Character Development

  • Raphael: This interlude reveals the crushing weight of responsibility Raphael carried even before he became an archangel. His self-blame is absolute—he connects his mother’s atrocities directly to his own blood and rejects any attempt to lessen his culpability. The chapter shows his grief not as a passive sorrow but as an active penance undertaken through physical labor, underscoring a lifelong pattern of bearing burdens alone.
  • Keir: The healer is presented as a figure of unwavering compassion. His words and touch are warm, yet they cannot penetrate Raphael’s guilt. Keir’s argument that Caliane was sick and that Raphael is blameless introduces a moral counterpoint, but the narrative reveals that his empathy is no match for Raphael’s internal torment. The description of Keir’s power as “blazing kindness and compassion” cements him as a moral anchor whose role is to witness rather than to absolve.
  • Caliane (absent): While not present, Caliane’s madness and its consequences define the scene. Her choice to stay awake after knowing the cost of Sleep illustrates a tragic predisposition that Raphael now inherits as guilt.

Themes, Symbols, or Motifs

  • Grief and Guilt: The small grave and the endless field embody both personal and communal mourning. Raphael’s grief is entangled with survivor’s guilt; even though he did not cause the deaths, his failure to save the children becomes an unbearable weight.
  • Inherited Sin and Bloodlines: Raphael’s declaration that “my blood is responsible for this” ties his identity to his mother’s crimes. The chapter explores the idea that children cannot escape the legacy of their parents, a theme that resonates with the series’ broader questions about archangelic lineage.
  • The Weaponization of Voice: Caliane’s song is not just a display of power but a tool of mass destruction that leaves orphans to die of heartbreak. This motif highlights the danger inherent in an archangel’s gift when love or sanity is lost.
  • Mortal Fragility: The phrase “Mortals didn’t rise once broken” underscores the irreversibility of death for non-angels. It draws a sharp line between immortal endurance and the finality suffered by ordinary humans, making the children’s deaths feel even more tragic.
  • Compassion vs. Self-Punishment: Keir’s attempt to offer comfort contrasts strikingly with Raphael’s need to punish himself. The healer represents a path toward healing that Raphael cannot yet accept, framing his future arc as a long journey from self-blame to self-forgiveness.

Why This Chapter Matters

“Graves” serves as a vital character-defining interlude. It peels back the mythology of Raphael’s early years, showing that the archangel’s stoicism and sense of duty were forged in a crucible of personal tragedy. The chapter adds depth to Caliane’s backstory by illustrating not just the horror of her rampage but the specific, lingering cost—an entire generation of mortal children lost. It also introduces Keir’s unwavering compassion, planting a seed for his later role as a healer who will repeatedly attempt to mend what Caliane broke. For readers, this glimpse of a young, grieving Raphael humanizes a character often seen as remote and godlike, and it reframes his later choices as attempts to atone for a past he could not control.

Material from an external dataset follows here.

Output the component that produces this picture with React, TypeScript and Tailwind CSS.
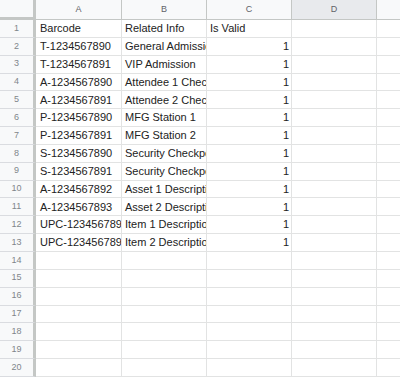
const columns = ["A", "B", "C", "D", "E"];

type Row = [string, string, string];

const data: Row[] = [
  ["Barcode", "Related Info", "Is Valid"],
  ["T-1234567890", "General Admission", "1"],
  ["T-1234567891", "VIP Admission", "1"],
  ["A-1234567890", "Attendee 1 Check-in", "1"],
  ["A-1234567891", "Attendee 2 Check-in", "1"],
  ["P-1234567890", "MFG Station 1", "1"],
  ["P-1234567891", "MFG Station 2", "1"],
  ["S-1234567890", "Security Checkpoint 1", "1"],
  ["S-1234567891", "Security Checkpoint 2", "1"],
  ["A-1234567892", "Asset 1 Description", "1"],
  ["A-1234567893", "Asset 2 Description", "1"],
  ["UPC-123456789012", "Item 1 Description", "1"],
  ["UPC-123456789013", "Item 2 Description", "1"],
];

const ROW_COUNT = 20;
const gridCols = "grid grid-cols-[36px_86px_85px_85px_85px_85px] w-[462px]";

export default function App() {
  return (
    <div className="w-[400px] h-[377px] overflow-hidden bg-white font-['Liberation_Sans',Arial,sans-serif] text-[#222]">
      {/* column header */}
      <div className={`${gridCols} h-[20px]`}>
        <div className="bg-[#f8f9fa] border-r-[3px] border-b-[3px] border-[#c4c7c5]" />
        {columns.map((c) => (
          <div
            key={c}
            className={`flex items-center justify-center border-r border-b border-[#c4c7c5] text-[9px] text-[#5f6368] ${
              c === "D" ? "bg-[#e8eaed]" : "bg-[#f8f9fa]"
            }`}
          >
            {c}
          </div>
        ))}
      </div>

      {/* rows */}
      {Array.from({ length: ROW_COUNT }, (_, i) => {
        const row = data[i];
        return (
          <div key={i} className={`${gridCols} h-[17.85px]`}>
            <div className="flex items-center justify-center bg-[#f8f9fa] border-r-[3px] border-b border-r-[#c4c7c5] border-b-[#dadce0] text-[9px] text-[#80868b]">
              {i + 1}
            </div>
            <div className="flex items-center overflow-hidden whitespace-nowrap border-r border-b border-[#e2e3e3] pl-[4px] text-[11px]">
              {row?.[0]}
            </div>
            <div className="flex items-center overflow-hidden whitespace-nowrap border-r border-b border-[#e2e3e3] pl-[3px] text-[11px]">
              {row?.[1]}
            </div>
            <div
              className={`flex items-center overflow-hidden whitespace-nowrap border-r border-b border-[#e2e3e3] text-[11px] ${
                i === 0 ? "pl-[3px]" : "justify-end pr-[2px]"
              }`}
            >
              {row?.[2]}
            </div>
            <div className="border-r border-b border-[#e2e3e3]" />
            <div className="border-r border-b border-[#e2e3e3]" />
          </div>
        );
      })}
    </div>
  );
}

Study Questions and Answers

  1. Why does Raphael insist on digging the graves even when Keir offers to take over?
    Raphael believes his bloodline bears responsibility for Caliane’s actions, and the physical act of digging is a form of penance. He cannot accept comfort because it would feel like a betrayal of the children he failed to save.

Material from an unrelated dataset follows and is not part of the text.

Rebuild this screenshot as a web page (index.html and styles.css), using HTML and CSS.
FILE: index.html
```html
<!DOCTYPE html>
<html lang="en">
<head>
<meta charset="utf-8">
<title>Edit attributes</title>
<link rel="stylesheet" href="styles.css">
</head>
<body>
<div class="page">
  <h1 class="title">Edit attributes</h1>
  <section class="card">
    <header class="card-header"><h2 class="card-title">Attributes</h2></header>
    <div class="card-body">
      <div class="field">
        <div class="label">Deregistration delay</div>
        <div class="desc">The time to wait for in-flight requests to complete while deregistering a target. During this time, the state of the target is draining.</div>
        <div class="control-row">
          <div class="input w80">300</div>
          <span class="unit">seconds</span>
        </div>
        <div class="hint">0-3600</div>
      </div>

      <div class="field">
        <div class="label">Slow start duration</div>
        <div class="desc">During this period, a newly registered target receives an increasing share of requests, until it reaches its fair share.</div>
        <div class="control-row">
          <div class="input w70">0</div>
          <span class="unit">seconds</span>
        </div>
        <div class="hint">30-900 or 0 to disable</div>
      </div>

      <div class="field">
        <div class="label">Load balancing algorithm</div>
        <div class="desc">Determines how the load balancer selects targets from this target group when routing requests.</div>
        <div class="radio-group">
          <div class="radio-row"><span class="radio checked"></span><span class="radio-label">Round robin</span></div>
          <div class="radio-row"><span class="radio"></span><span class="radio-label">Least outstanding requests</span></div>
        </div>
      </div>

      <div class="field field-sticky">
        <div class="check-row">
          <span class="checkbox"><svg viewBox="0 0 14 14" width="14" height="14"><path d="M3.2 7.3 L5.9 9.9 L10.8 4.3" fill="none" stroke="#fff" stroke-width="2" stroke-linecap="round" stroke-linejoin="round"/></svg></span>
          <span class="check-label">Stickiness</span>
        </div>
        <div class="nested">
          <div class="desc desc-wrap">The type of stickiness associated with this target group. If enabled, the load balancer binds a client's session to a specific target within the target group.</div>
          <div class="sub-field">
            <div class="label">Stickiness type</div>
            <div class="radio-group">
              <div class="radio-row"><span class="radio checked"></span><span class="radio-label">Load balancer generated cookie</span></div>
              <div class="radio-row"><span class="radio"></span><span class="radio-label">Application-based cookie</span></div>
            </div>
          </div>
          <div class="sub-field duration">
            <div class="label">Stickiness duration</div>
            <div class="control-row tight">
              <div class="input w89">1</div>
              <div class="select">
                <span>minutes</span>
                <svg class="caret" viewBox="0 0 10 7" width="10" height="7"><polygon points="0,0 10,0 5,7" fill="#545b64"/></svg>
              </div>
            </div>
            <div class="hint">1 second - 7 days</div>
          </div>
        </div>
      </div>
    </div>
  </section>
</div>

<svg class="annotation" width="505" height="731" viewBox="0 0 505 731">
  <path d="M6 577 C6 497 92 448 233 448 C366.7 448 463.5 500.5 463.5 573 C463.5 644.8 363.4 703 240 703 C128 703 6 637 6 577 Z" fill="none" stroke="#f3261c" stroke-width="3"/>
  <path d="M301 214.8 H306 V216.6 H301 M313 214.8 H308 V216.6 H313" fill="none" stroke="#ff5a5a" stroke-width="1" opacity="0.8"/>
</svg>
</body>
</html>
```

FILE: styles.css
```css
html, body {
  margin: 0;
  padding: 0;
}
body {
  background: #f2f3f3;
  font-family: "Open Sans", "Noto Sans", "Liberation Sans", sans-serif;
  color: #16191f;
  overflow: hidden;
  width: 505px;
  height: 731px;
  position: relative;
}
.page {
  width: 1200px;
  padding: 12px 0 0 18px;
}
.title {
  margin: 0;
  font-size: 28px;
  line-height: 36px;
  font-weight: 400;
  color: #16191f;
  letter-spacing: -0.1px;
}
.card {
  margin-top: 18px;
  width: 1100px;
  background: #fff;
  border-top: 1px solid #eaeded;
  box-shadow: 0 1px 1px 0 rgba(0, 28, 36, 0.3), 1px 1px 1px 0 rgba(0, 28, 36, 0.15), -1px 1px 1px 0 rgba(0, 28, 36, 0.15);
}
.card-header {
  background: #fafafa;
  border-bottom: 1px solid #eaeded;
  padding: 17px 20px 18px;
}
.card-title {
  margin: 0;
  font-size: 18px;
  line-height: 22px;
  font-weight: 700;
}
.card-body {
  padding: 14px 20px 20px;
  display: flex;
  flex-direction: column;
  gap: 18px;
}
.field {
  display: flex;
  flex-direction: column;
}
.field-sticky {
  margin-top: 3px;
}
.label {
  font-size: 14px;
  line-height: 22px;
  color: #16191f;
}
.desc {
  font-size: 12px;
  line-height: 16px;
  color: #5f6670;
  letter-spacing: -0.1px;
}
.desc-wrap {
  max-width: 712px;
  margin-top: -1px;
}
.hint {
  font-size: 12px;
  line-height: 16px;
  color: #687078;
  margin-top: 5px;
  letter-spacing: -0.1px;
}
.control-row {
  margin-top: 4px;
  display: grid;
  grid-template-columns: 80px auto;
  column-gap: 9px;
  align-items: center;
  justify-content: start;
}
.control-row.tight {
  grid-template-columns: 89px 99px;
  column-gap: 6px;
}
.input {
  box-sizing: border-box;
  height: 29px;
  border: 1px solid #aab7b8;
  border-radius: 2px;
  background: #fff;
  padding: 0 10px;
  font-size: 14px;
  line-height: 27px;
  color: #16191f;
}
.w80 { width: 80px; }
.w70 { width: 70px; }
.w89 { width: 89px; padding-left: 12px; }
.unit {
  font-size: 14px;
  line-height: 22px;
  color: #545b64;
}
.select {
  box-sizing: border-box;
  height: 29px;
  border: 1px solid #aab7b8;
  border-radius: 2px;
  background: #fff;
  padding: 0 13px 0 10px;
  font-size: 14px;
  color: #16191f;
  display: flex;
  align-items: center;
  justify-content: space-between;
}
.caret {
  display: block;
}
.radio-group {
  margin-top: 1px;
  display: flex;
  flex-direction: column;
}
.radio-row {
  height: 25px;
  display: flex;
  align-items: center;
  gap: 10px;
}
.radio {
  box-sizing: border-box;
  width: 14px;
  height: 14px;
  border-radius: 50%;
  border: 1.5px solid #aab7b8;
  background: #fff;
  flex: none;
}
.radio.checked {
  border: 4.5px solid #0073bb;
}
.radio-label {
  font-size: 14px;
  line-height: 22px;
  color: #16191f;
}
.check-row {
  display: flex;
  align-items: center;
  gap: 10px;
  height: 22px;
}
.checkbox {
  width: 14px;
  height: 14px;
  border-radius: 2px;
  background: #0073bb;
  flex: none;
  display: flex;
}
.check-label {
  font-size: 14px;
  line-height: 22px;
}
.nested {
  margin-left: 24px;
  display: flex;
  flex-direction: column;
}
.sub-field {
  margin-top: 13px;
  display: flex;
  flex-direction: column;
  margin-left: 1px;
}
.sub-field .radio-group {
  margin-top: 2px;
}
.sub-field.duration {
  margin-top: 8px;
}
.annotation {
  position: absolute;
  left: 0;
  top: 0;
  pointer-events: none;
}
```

  2. What does Keir’s statement that “you had nothing to do with your mother’s madness” reveal about the moral reasoning in this scene?
    Keir draws a line between inherent evil and mental illness; he sees Caliane’s actions as a product of sickness rather than malice, which would logically free Raphael from blame. The tragedy is that Raphael cannot internalize this reasoning because his guilt is emotional, not logical.

  3. How does the line “Mortals didn’t rise once broken” function as world-building?
    It establishes the sharp divide between mortal and immortal existence, where death is permanent for humans. This finality magnifies the tragedy of the children’s loss and emphasizes why Raphael’s grief feels so absolute—unlike an angel, those little lives cannot be restored.